Ryanair’s had to cancel hundreds of flights this summer that have affected more than 100,000 customers, but not just because of air traffic control restrictions — the airline has also been dealing with a massive strike from its pilots union.

“The failure of NATS to fairly supply ATC staffing and airspace resources at Stansted Airport has wreaked havoc this summer on both Ryanair and London Stansted flight schedules, with 2018 shaping up to be the worst year on record for ATC disruptions at Stansted,” Ryanair has said in a statement.

Ryanair is calling on the UK Department of Transportation and EU commission to take “urgent action” to correct the problem.

The CAA says it has yet to receive a formal complaint from the airline. NATS is hitting back and disputes Ryanair’s claims, which it says are similar to similar assertions it made in 2016.

“Ryanair performance this summer cannot be blamed on UK air traffic control,” a NATS spokesman told the Express.

The spokesman said adding extra air traffic controls to monitor the area wouldn’t fix the issue and that the airspace needs to  redesigned before more aircraft can fly in the area.
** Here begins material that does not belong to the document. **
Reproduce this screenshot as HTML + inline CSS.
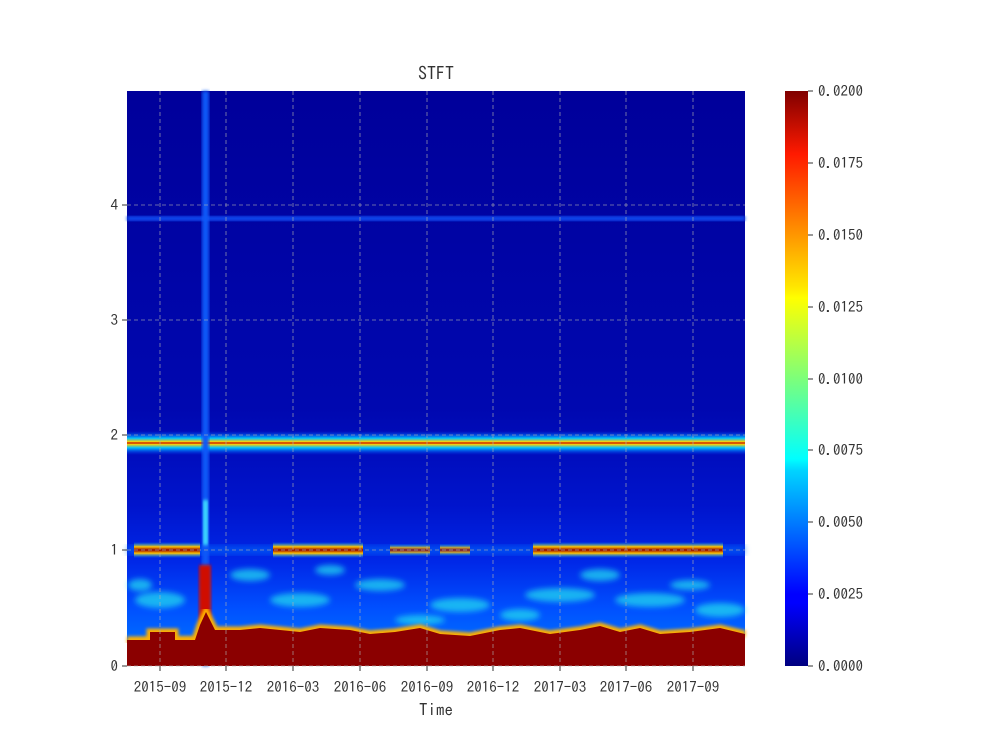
<!DOCTYPE html>
<html><head><meta charset="utf-8"><style>
body{margin:0;background:#fff;}
svg text{font-family:"IPAGothic","Liberation Sans",sans-serif;fill:#333;}
</style></head><body>
<svg width="1000" height="750" viewBox="0 0 1000 750" xmlns="http://www.w3.org/2000/svg">
<defs>
<linearGradient id="cb" x1="0" y1="1" x2="0" y2="0">
<stop offset="0" stop-color="#000080"/><stop offset="0.11" stop-color="#0000ff"/>
<stop offset="0.125" stop-color="#0000ff"/><stop offset="0.34" stop-color="#00d4ff"/>
<stop offset="0.36" stop-color="#0ff"/><stop offset="0.5" stop-color="#7dff7a"/>
<stop offset="0.64" stop-color="#ff0"/><stop offset="0.66" stop-color="#ffe600"/>
<stop offset="0.89" stop-color="#ff1a00"/><stop offset="1" stop-color="#800000"/>
</linearGradient>
<linearGradient id="bg" x1="0" y1="0" x2="0" y2="1">
<stop offset="0" stop-color="#00009a"/><stop offset="0.55" stop-color="#0008b0"/>
<stop offset="0.72" stop-color="#0014cc"/><stop offset="0.82" stop-color="#0028e8"/>
<stop offset="0.9" stop-color="#0050ff"/><stop offset="1" stop-color="#0080ff"/>
</linearGradient>
<linearGradient id="l2" x1="0" y1="0" x2="0" y2="1">
<stop offset="0" stop-color="#0040ff" stop-opacity="0"/><stop offset="0.3" stop-color="#00c0ff"/>
<stop offset="0.45" stop-color="#ffd000"/><stop offset="0.5" stop-color="#c00000"/>
<stop offset="0.55" stop-color="#ffd000"/><stop offset="0.7" stop-color="#00c0ff"/>
<stop offset="1" stop-color="#0040ff" stop-opacity="0"/>
</linearGradient>
<linearGradient id="l1" x1="0" y1="0" x2="0" y2="1">
<stop offset="0" stop-color="#00c0ff" stop-opacity="0"/><stop offset="0.3" stop-color="#ffc000"/>
<stop offset="0.5" stop-color="#900000"/><stop offset="0.7" stop-color="#ffc000"/>
<stop offset="1" stop-color="#00c0ff" stop-opacity="0"/>
</linearGradient>
<filter id="bl"><feGaussianBlur stdDeviation="1.5"/></filter>
<filter id="bl3"><feGaussianBlur stdDeviation="3"/></filter>
</defs>
<text x="436" y="80" font-size="18" fill="#000" text-anchor="middle">STFT</text>
<rect x="127" y="91" width="618" height="575" fill="url(#bg)"/>
<rect x="127" y="216" width="618" height="5" fill="#0848f0" filter="url(#bl)"/>
<rect x="127" y="431" width="618" height="24" fill="url(#l2)"/>
<g filter="url(#bl3)" fill="#20d8f0" opacity="0.75">
<ellipse cx="300" cy="600" rx="30" ry="7"/><ellipse cx="380" cy="585" rx="25" ry="6"/>
<ellipse cx="460" cy="605" rx="30" ry="7"/><ellipse cx="560" cy="595" rx="35" ry="7"/>
<ellipse cx="650" cy="600" rx="35" ry="7"/><ellipse cx="160" cy="600" rx="25" ry="8"/>
<ellipse cx="720" cy="610" rx="25" ry="7"/><ellipse cx="250" cy="575" rx="20" ry="6"/>
<ellipse cx="330" cy="570" rx="15" ry="5"/><ellipse cx="600" cy="575" rx="20" ry="6"/>
<ellipse cx="520" cy="615" rx="20" ry="6"/><ellipse cx="420" cy="620" rx="25" ry="5"/>
<ellipse cx="140" cy="585" rx="12" ry="6"/><ellipse cx="690" cy="585" rx="20" ry="5"/>
</g>
<rect x="127" y="545" width="618" height="10" fill="#0070ff" opacity="0.5" filter="url(#bl3)"/>
<rect x="134" y="542" width="66" height="16" fill="url(#l1)"/>
<rect x="273" y="542" width="90" height="16" fill="url(#l1)"/>
<rect x="390" y="544" width="40" height="12" fill="url(#l1)" opacity="0.8"/>
<rect x="440" y="544" width="30" height="12" fill="url(#l1)" opacity="0.8"/>
<rect x="533" y="542" width="190" height="16" fill="url(#l1)"/>
<rect x="202" y="91" width="7" height="575" fill="#0c58f8" filter="url(#bl)"/>
<rect x="203" y="500" width="5" height="45" fill="#40e0ff" filter="url(#bl)"/>
<rect x="199" y="565" width="12" height="65" fill="#d01000" filter="url(#bl)"/>
<polygon fill="none" stroke="#ffb000" stroke-width="7" filter="url(#bl)" points="127,640 150,640 150,632 175,632 175,640 195,640 200,625 206,612 215,630 240,630 260,628 300,632 320,628 350,630 370,634 395,632 420,628 440,634 470,636 500,630 520,628 550,634 580,630 600,626 620,632 640,628 660,634 690,632 720,628 745,634"/>
<polygon fill="#8b0000" points="127,640 150,640 150,632 175,632 175,640 195,640 200,625 206,612 215,630 240,630 260,628 300,632 320,628 350,630 370,634 395,632 420,628 440,634 470,636 500,630 520,628 550,634 580,630 600,626 620,632 640,628 660,634 690,632 720,628 745,634 745,666 127,666"/>
<g stroke="#b0b0b0" stroke-dasharray="4,3" stroke-width="0.8" opacity="0.8">
<line x1="160" y1="91" x2="160" y2="666"/><line x1="226" y1="91" x2="226" y2="666"/>
<line x1="293" y1="91" x2="293" y2="666"/><line x1="360" y1="91" x2="360" y2="666"/>
<line x1="427" y1="91" x2="427" y2="666"/><line x1="493" y1="91" x2="493" y2="666"/>
<line x1="560" y1="91" x2="560" y2="666"/><line x1="626" y1="91" x2="626" y2="666"/>
<line x1="693" y1="91" x2="693" y2="666"/>
<line x1="127" y1="666" x2="745" y2="666"/><line x1="127" y1="550" x2="745" y2="550"/>
<line x1="127" y1="435" x2="745" y2="435"/><line x1="127" y1="320" x2="745" y2="320"/>
<line x1="127" y1="205" x2="745" y2="205"/>
</g>
<g stroke="#333" stroke-width="1">
<line x1="122" y1="666" x2="127" y2="666"/><line x1="122" y1="550" x2="127" y2="550"/>
<line x1="122" y1="435" x2="127" y2="435"/><line x1="122" y1="320" x2="127" y2="320"/>
<line x1="122" y1="205" x2="127" y2="205"/>
<line x1="160" y1="666" x2="160" y2="671"/><line x1="226" y1="666" x2="226" y2="671"/>
<line x1="293" y1="666" x2="293" y2="671"/><line x1="360" y1="666" x2="360" y2="671"/>
<line x1="427" y1="666" x2="427" y2="671"/><line x1="493" y1="666" x2="493" y2="671"/>
<line x1="560" y1="666" x2="560" y2="671"/><line x1="626" y1="666" x2="626" y2="671"/>
<line x1="693" y1="666" x2="693" y2="671"/>
</g>
<g font-size="15" text-anchor="end">
<text x="118" y="671">0</text><text x="118" y="555">1</text><text x="118" y="440">2</text>
<text x="118" y="325">3</text><text x="118" y="210">4</text>
</g>
<g font-size="15" text-anchor="middle">
<text x="160" y="692">2015-09</text><text x="226" y="692">2015-12</text><text x="293" y="692">2016-03</text>
<text x="360" y="692">2016-06</text><text x="427" y="692">2016-09</text><text x="493" y="692">2016-12</text>
<text x="560" y="692">2017-03</text><text x="626" y="692">2017-06</text><text x="693" y="692">2017-09</text>
<text x="436" y="716" font-size="17">Time</text>
</g>
<rect x="785" y="91" width="23" height="575" fill="url(#cb)"/>
<g stroke="#333"><line x1="808" y1="91" x2="813" y2="91"/><line x1="808" y1="163" x2="813" y2="163"/>
<line x1="808" y1="235" x2="813" y2="235"/><line x1="808" y1="307" x2="813" y2="307"/>
<line x1="808" y1="379" x2="813" y2="379"/><line x1="808" y1="450" x2="813" y2="450"/>
<line x1="808" y1="522" x2="813" y2="522"/><line x1="808" y1="594" x2="813" y2="594"/>
<line x1="808" y1="666" x2="813" y2="666"/></g>
<g font-size="15">
<text x="818" y="96">0.0200</text><text x="818" y="168">0.0175</text><text x="818" y="240">0.0150</text>
<text x="818" y="312">0.0125</text><text x="818" y="384">0.0100</text><text x="818" y="455">0.0075</text>
<text x="818" y="527">0.0050</text><text x="818" y="599">0.0025</text><text x="818" y="671">0.0000</text>
</g>
</svg>
</body></html>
“The figures Ryanair quote from the beginning of the year coincide with the introduction of new technology that affected the number of flights in and out of Stansted during that period,” the spokesperson continued. “Luton airport was similarly affected at that time and other airports were affected at other times over a seven month period. All airlines and airports were notified of the timetable in advance and understood the new technology will help us increase capacity safely in the future.”